Material supplied:

--

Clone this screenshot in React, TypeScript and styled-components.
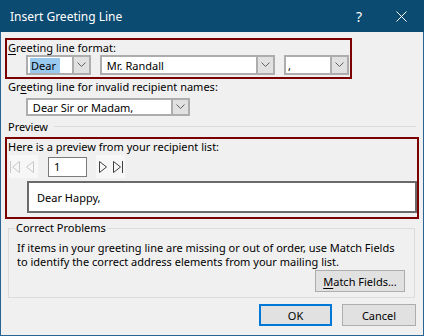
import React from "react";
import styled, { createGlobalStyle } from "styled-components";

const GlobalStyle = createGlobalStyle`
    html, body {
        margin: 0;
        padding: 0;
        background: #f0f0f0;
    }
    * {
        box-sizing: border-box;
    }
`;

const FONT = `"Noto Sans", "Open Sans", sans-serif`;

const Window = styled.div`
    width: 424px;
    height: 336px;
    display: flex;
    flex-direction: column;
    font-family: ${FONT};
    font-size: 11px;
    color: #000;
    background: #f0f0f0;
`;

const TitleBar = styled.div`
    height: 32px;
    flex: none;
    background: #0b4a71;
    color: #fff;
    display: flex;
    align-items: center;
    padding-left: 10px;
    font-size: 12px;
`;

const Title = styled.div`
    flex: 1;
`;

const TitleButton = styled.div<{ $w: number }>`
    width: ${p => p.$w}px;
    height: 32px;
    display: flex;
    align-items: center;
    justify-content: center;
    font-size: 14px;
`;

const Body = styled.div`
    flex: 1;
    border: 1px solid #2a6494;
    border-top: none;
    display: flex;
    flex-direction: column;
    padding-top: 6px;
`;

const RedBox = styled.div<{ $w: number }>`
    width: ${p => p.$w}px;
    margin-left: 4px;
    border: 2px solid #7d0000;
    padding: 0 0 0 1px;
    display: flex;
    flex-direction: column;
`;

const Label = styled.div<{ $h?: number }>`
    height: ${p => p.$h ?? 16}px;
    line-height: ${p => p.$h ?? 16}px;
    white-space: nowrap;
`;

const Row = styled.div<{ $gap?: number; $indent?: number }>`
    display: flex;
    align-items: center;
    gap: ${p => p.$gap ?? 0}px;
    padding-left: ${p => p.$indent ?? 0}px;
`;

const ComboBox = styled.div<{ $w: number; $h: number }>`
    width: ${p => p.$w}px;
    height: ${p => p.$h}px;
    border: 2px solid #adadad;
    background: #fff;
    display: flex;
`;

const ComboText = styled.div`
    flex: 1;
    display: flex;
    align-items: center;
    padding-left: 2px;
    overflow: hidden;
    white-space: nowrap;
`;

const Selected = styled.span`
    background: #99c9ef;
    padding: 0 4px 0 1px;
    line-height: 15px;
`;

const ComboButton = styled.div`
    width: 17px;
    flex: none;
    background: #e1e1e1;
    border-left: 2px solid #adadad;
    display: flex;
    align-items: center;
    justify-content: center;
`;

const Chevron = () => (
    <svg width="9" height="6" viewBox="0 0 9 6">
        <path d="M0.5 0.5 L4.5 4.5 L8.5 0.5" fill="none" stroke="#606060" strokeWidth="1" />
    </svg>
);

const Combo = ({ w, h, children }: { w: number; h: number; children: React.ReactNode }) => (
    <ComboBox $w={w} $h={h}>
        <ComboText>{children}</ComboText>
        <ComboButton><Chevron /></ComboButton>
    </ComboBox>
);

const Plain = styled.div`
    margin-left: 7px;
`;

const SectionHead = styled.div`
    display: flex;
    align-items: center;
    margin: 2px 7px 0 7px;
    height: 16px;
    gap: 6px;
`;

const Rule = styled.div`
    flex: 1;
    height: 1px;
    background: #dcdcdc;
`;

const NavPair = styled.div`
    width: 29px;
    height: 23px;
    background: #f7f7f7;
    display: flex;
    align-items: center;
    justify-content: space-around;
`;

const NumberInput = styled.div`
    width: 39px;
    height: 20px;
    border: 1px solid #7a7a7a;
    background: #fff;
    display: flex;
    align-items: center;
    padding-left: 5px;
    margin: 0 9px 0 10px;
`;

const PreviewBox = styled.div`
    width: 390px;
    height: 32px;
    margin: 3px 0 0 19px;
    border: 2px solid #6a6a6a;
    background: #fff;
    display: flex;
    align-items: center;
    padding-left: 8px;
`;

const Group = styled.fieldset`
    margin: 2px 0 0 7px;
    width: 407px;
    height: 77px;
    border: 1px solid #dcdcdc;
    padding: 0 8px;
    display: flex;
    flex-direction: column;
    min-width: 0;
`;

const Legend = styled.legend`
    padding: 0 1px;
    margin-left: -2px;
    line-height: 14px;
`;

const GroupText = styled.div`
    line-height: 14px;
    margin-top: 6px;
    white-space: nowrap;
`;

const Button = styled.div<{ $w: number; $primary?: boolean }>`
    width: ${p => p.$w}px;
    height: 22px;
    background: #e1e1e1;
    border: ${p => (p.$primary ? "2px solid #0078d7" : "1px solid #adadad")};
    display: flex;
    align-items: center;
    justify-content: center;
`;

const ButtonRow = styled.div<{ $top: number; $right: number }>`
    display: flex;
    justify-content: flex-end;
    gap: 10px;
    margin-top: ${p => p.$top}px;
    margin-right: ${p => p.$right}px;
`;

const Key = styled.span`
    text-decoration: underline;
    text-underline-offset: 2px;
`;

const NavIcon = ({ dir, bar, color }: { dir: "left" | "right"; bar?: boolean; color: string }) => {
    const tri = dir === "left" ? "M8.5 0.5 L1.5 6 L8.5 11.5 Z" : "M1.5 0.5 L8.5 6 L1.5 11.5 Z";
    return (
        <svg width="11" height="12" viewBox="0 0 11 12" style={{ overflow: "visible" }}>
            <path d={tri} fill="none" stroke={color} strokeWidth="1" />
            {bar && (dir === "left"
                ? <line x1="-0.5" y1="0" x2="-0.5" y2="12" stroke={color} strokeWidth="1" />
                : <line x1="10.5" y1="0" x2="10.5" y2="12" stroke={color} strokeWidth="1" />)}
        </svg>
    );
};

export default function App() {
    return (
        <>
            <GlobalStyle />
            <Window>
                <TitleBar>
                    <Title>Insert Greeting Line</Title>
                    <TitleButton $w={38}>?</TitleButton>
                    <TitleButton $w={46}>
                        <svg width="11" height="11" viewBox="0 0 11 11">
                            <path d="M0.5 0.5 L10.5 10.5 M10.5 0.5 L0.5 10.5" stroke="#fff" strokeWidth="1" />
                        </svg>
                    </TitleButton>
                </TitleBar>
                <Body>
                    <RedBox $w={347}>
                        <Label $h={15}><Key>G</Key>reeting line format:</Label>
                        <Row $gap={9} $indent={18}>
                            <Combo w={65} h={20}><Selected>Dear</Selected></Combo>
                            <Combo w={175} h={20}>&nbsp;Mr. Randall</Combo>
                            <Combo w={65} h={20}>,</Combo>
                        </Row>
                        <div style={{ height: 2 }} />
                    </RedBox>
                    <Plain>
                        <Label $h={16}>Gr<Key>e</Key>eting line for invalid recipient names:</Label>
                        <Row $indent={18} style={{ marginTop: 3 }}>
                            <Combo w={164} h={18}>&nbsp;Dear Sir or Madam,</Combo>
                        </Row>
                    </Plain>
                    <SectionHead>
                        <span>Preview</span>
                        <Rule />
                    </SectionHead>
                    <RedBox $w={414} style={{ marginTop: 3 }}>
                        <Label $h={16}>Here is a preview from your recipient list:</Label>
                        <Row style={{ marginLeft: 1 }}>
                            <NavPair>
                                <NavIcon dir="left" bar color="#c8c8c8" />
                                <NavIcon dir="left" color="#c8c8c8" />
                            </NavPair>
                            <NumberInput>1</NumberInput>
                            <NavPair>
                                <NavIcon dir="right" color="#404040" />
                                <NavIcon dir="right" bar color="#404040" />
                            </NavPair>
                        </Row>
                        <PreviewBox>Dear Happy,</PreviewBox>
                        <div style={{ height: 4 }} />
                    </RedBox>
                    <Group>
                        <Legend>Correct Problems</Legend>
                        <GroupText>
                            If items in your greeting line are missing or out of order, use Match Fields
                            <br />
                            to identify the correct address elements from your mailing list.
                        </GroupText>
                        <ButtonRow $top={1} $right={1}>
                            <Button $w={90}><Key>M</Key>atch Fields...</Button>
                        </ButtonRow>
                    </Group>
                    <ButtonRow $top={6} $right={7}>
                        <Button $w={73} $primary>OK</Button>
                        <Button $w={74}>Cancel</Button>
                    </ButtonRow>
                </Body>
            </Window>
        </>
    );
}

--

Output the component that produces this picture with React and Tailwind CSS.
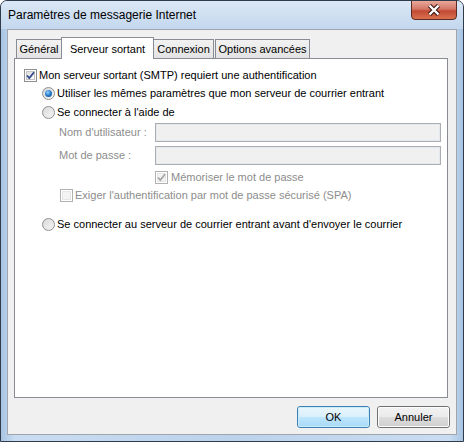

--

Do this: Select and copy each line from the data that includes the word "React".

Task answer:
Clone this screenshot in React, TypeScript and styled-components.
import React from "react";
const Combo = ({ w, h, children }: { w: number; h: number; children: React.ReactNode }) => (
Output the component that produces this picture with React and Tailwind CSS.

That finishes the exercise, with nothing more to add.